A standard 8.5×4.5×2.75 inch loaf pan holds approximately 1,900–2,100 mL (8.0–8.75 cups) when filled to ¼ inch below the rim. Always verify with water displacement if precision matters for dietary calculations.
Can I use a 9×5 inch pan instead of standard for the same recipe?
Yes — but expect longer bake time (add 5–12 minutes), possible denser center, and ~25% fewer slices per loaf. Recalculate calories and carbs per slice using actual slice weight, not recipe assumptions.
Does pan material affect glycemic response of baked bread?
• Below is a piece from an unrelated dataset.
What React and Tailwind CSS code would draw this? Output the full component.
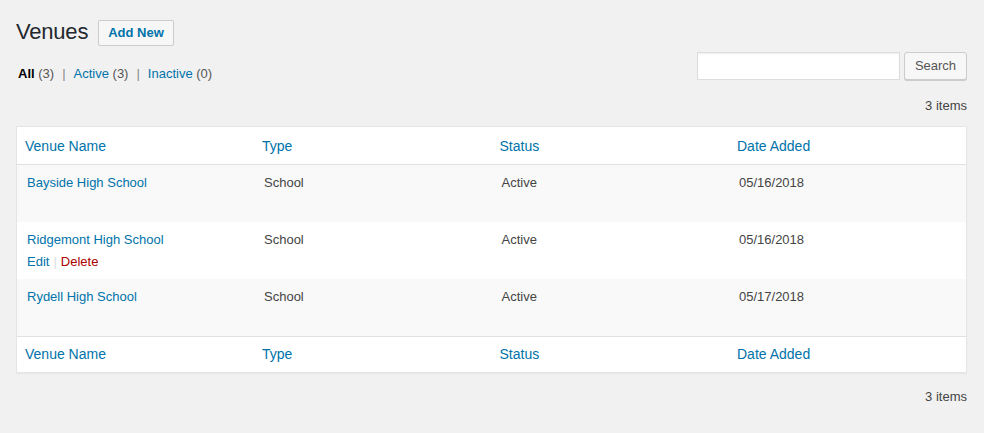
import React from "react";

const venues = [
  { name: "Bayside High School", type: "School", status: "Active", date: "05/16/2018" },
  { name: "Ridgemont High School", type: "School", status: "Active", date: "05/16/2018", actions: true },
  { name: "Rydell High School", type: "School", status: "Active", date: "05/17/2018" },
];

const columns = ["Venue Name", "Type", "Status", "Date Added"];

function HeaderRow({ footer }) {
  return (
    <tr className={footer ? "border-t border-[#e1e1e1]" : "border-b border-[#e1e1e1]"}>
      {columns.map((col) => (
        <th
          key={col}
          className={
            "text-left font-normal px-[8px] leading-[20px] " +
            (footer ? "pt-[7px] pb-[7px]" : "pt-[9px] pb-[7px]")
          }
        >
          <a href="#" className="text-[#0073aa] text-[14px]">
            {col}
          </a>
        </th>
      ))}
    </tr>
  );
}

export default function App() {
  return (
    <div
      className="min-h-[433px] bg-[#f1f1f1] pl-[16px] pr-[17px] pt-[16px] text-[13px] text-[#444]"
      style={{ fontFamily: "'Liberation Sans', Arial, sans-serif" }}
    >
      <div className="flex items-center h-[32px]">
        <h1 className="text-[22px] text-[#23282d] font-normal leading-[30px] tracking-[-0.2px]">Venues</h1>
        <a
          href="#"
          className="ml-[10px] mt-[1px] h-[26px] px-[9px] flex items-center border border-[#ccc] bg-[#f7f7f7] rounded-[2px] text-[#0073aa] text-[13px] font-semibold"
        >
          Add New
        </a>
      </div>

      <div className="flex justify-between items-start mt-[4px]">
        <ul className="flex mt-[12px] ml-[2px] leading-[20px] text-[#666]">
          <li>
            <a href="#" className="text-black font-bold">All</a>{" "}
            <span className="text-[#555]">(3)</span>
            <span className="mx-[8px] text-[#888]">|</span>
          </li>
          <li>
            <a href="#" className="text-[#0073aa]">Active</a>{" "}
            <span className="text-[#555]">(3)</span>
            <span className="mx-[8px] text-[#888]">|</span>
          </li>
          <li>
            <a href="#" className="text-[#0073aa]">Inactive</a>{" "}
            <span className="text-[#555]">(0)</span>
          </li>
        </ul>
        <div className="flex gap-[4px]">
          <input
            type="search"
            className="w-[203px] h-[28px] bg-white border border-[#ddd] shadow-[inset_0_1px_2px_rgba(0,0,0,0.07)] outline-none px-[6px]"
          />
          <button className="h-[28px] w-[63px] border border-[#ccc] bg-[#f7f7f7] rounded-[3px] text-[#555] text-[13px] shadow-[0_1px_0_#ccc]">
            Search
          </button>
        </div>
      </div>

      <div className="text-right mt-[12px] leading-[20px] text-[#444]">3 items</div>

      <table className="w-full table-fixed mt-[10px] bg-white border border-[#e5e5e5] border-collapse shadow-[0_1px_1px_rgba(0,0,0,0.04)]">
        <thead>
          <HeaderRow />
        </thead>
        <tbody>
          {venues.map((v, i) => (
            <tr key={v.name} className={i % 2 === 0 ? "bg-[#f9f9f9]" : "bg-white"}>
              <td className="align-top px-[10px] pt-[8px] pb-[8px] leading-[20px]">
                <a href="#" className="text-[#0073aa]">{v.name}</a>
                <div className={"pt-[2px] leading-[19px] " + (v.actions ? "" : "invisible")}>
                  <a href="#" className="text-[#0073aa]">Edit</a>
                  <span className="mx-[4px] text-[#ddd]">|</span>
                  <a href="#" className="text-[#a00]">Delete</a>
                </div>
              </td>
              <td className="align-top px-[10px] py-[8px] leading-[20px] text-[#444]">{v.type}</td>
              <td className="align-top px-[10px] py-[8px] leading-[20px] text-[#444]">{v.status}</td>
              <td className="align-top px-[10px] py-[8px] leading-[20px] text-[#444]">{v.date}</td>
            </tr>
          ))}
        </tbody>
        <tfoot>
          <HeaderRow footer />
        </tfoot>
      </table>

      <div className="text-right mt-[14px] leading-[20px] text-[#444]">3 items</div>
    </div>
  );
}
Indirectly: aluminum and stainless steel promote even browning and full starch gelatinization, which may modestly lower predicted glycemic index versus underbaked or unevenly browned loaves from poorly conducting pans. No peer-reviewed study isolates pan material as a direct glycemic factor.
How often should I remeasure my loaf pan?
Annually — or after any dishwasher cycle if the pan is labeled ‘dishwasher safe’ but not ‘commercial-grade’. Warping as small as 0.08 inch alters volume by ~4%, enough to shift carb counts by 1–2 g per slice in whole-grain loaves.
Are there international standard loaf pan sizes?
No universal standard exists. The UK commonly uses 2lb (900g) tins (~8.7×4.3×3.1 in); Germany favors 10×4×4 in Kastenform. Always convert using internal volume (mL), not nominal weight labels — which vary by flour density and hydration.